Wednesday, August 22, 2007

We Insist!

When my friend called me a week ago to tell me that Max Roach had died, I yelped in disbelief. When we hung up, I cried for about 15 minutes. I fought valiantly but I couldn’t stop those tears. I knew WKCR would be launching one of their indispensable memorial broadcasts, but honestly I was nervous about turning it on, knowing that the force of Max’s genius (and the emotions his playing always managed to stir up) could overtake me like a tidal wave.

To be honest, I don’t know as much as Max Roach’s discography as I do other jazz artists. Max laid down rhythm for lots of my favorite recordings, from propulsively driving Sonny Rollin’s solos on Freedom Suite to being part of the famous all-star concert that spawned The Quintet - Jazz At Massey Hall recording. His tenure as a co-leader in the Clifford Brown/Max Roach Quintet produced sharp, sophisticated tracks and he lived his whole life embracing innovation. I’ll leave it to far more knowledgeable and talented folks to run down all of Mr. Roach’s accolades.

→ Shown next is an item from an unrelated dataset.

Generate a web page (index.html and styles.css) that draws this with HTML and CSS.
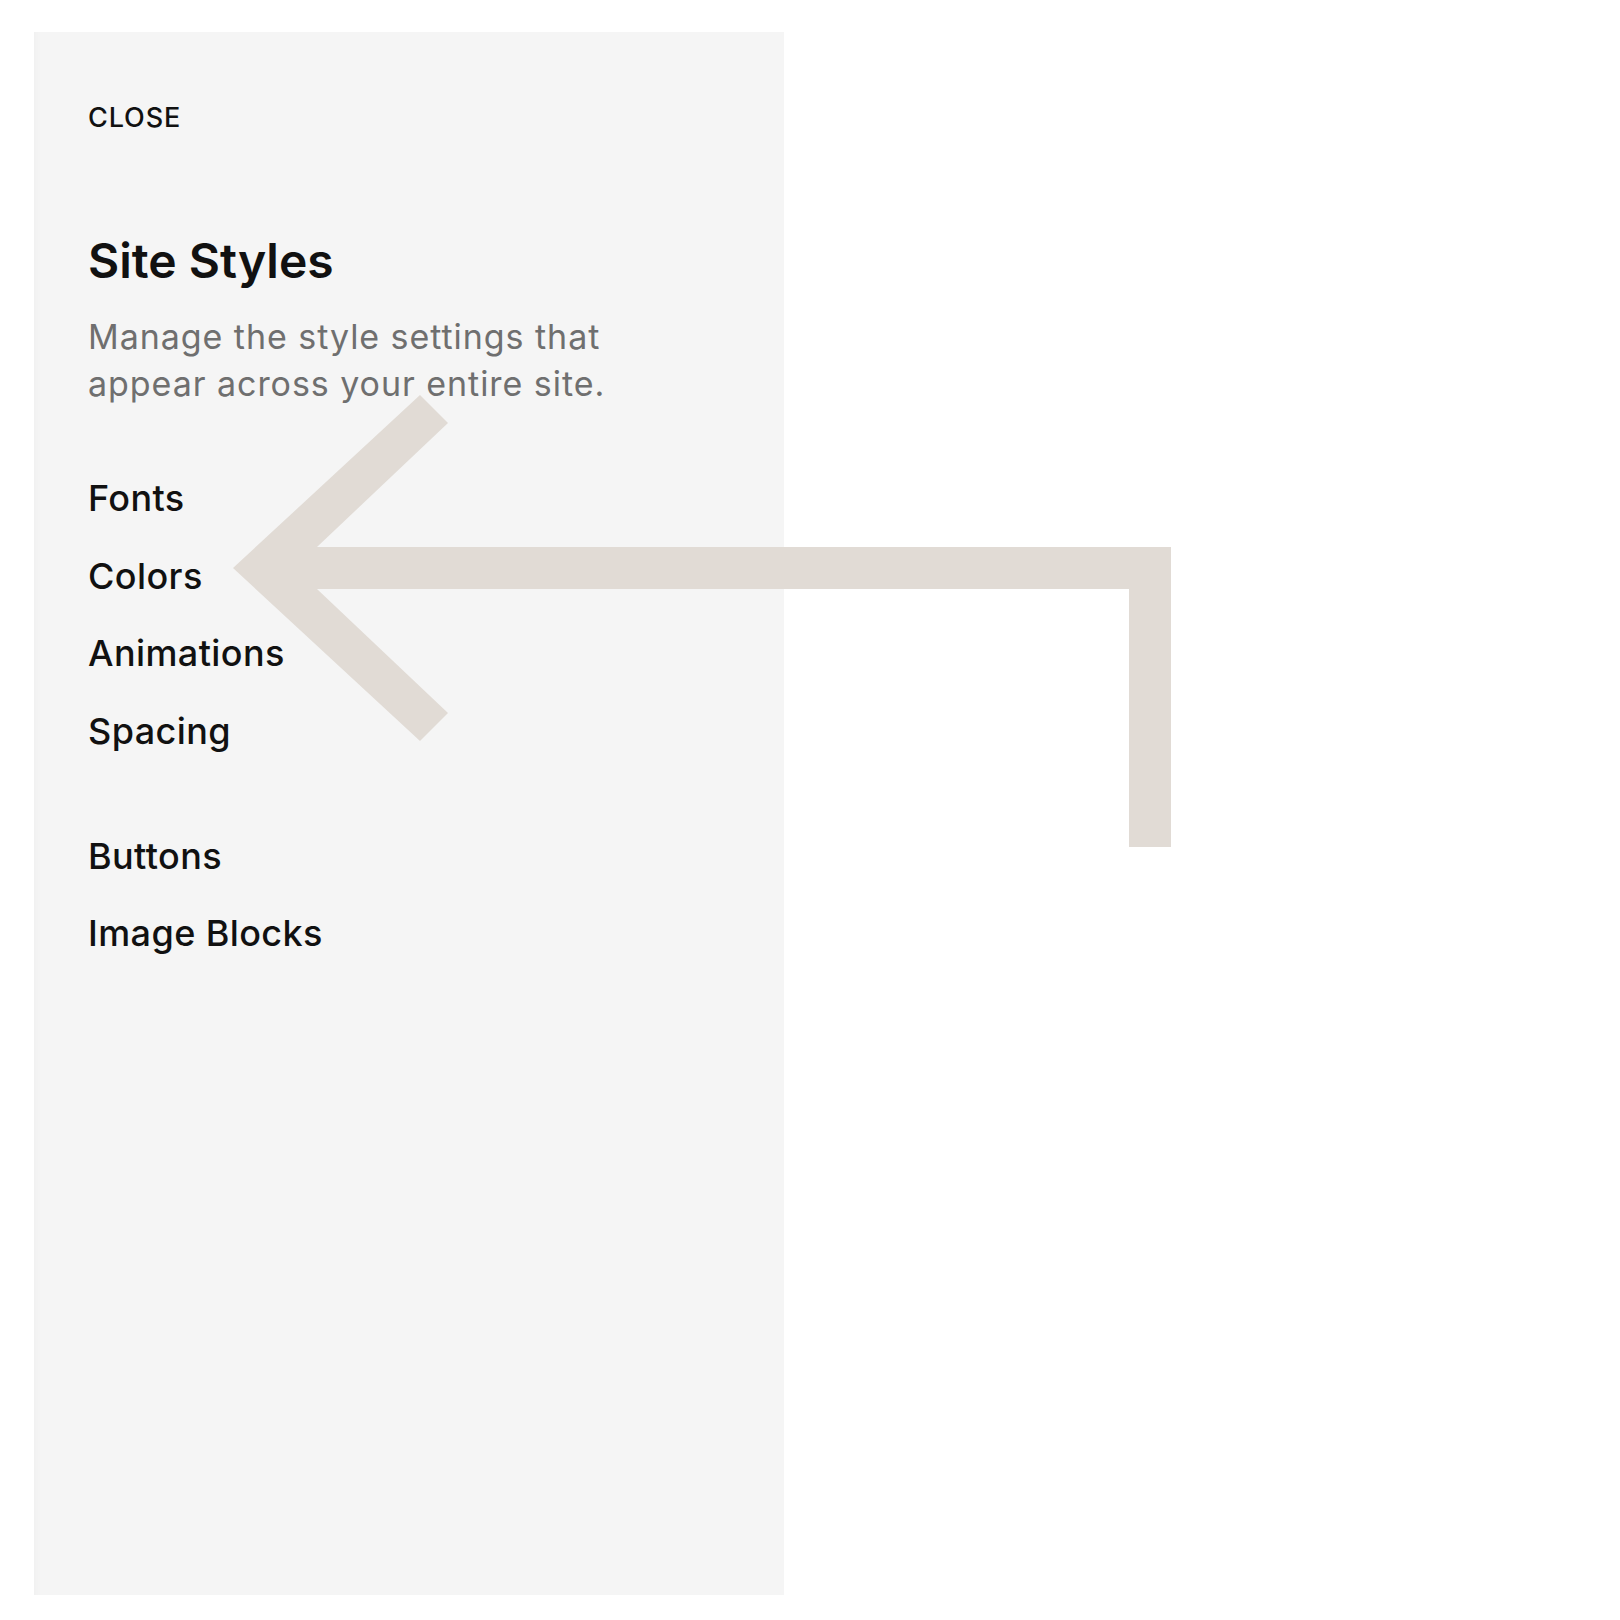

There’s a funny moment from a WKCR interview from the late 70s that aired during the memorial broadcast. Max is talking to the interviewer about how he find good places to eat when he’s abroad. He simply goes to the places that are packed and have long queues. When he comes back Stateside and goes to the movies using the same method, he finds himself watching Jaws. Poor Max can’t deal and eventually walks out. When you think about his disgust about seeing Jaws, it seems to follow that he must’ve been well into his crotchety-old-man phase. But, this same guy worked with rappers later on in his career, which, to me, points to an artistic openness that judged things on their merits. (And, he could've just hated sharks, too...)

The thing that moves me about the giants of jazz music was that their lives were surrounded by artistic and existential struggle, but their music came out as fiery, dignified, tenacious and resolute. You can hear that willpower on the famous Freedom Now Suite – We Insist! recording, led by Max in 1960.


I have a phrase in my head that I associate with my favorite jazz tunes: “the unending sound of modernity.” To me, the best of this music never sounds old. The feelings that songs like “Jordu,” “Giant Steps” and “Parisian Thoroughfare” generate create their own context in the here and now. Put more simply, they create an electric current that energizes the moment that the listener’s hearing it. That dynamic is why Max Roach will never die. Isn’t it a rule of physics that energy is never destroyed, it just changes form?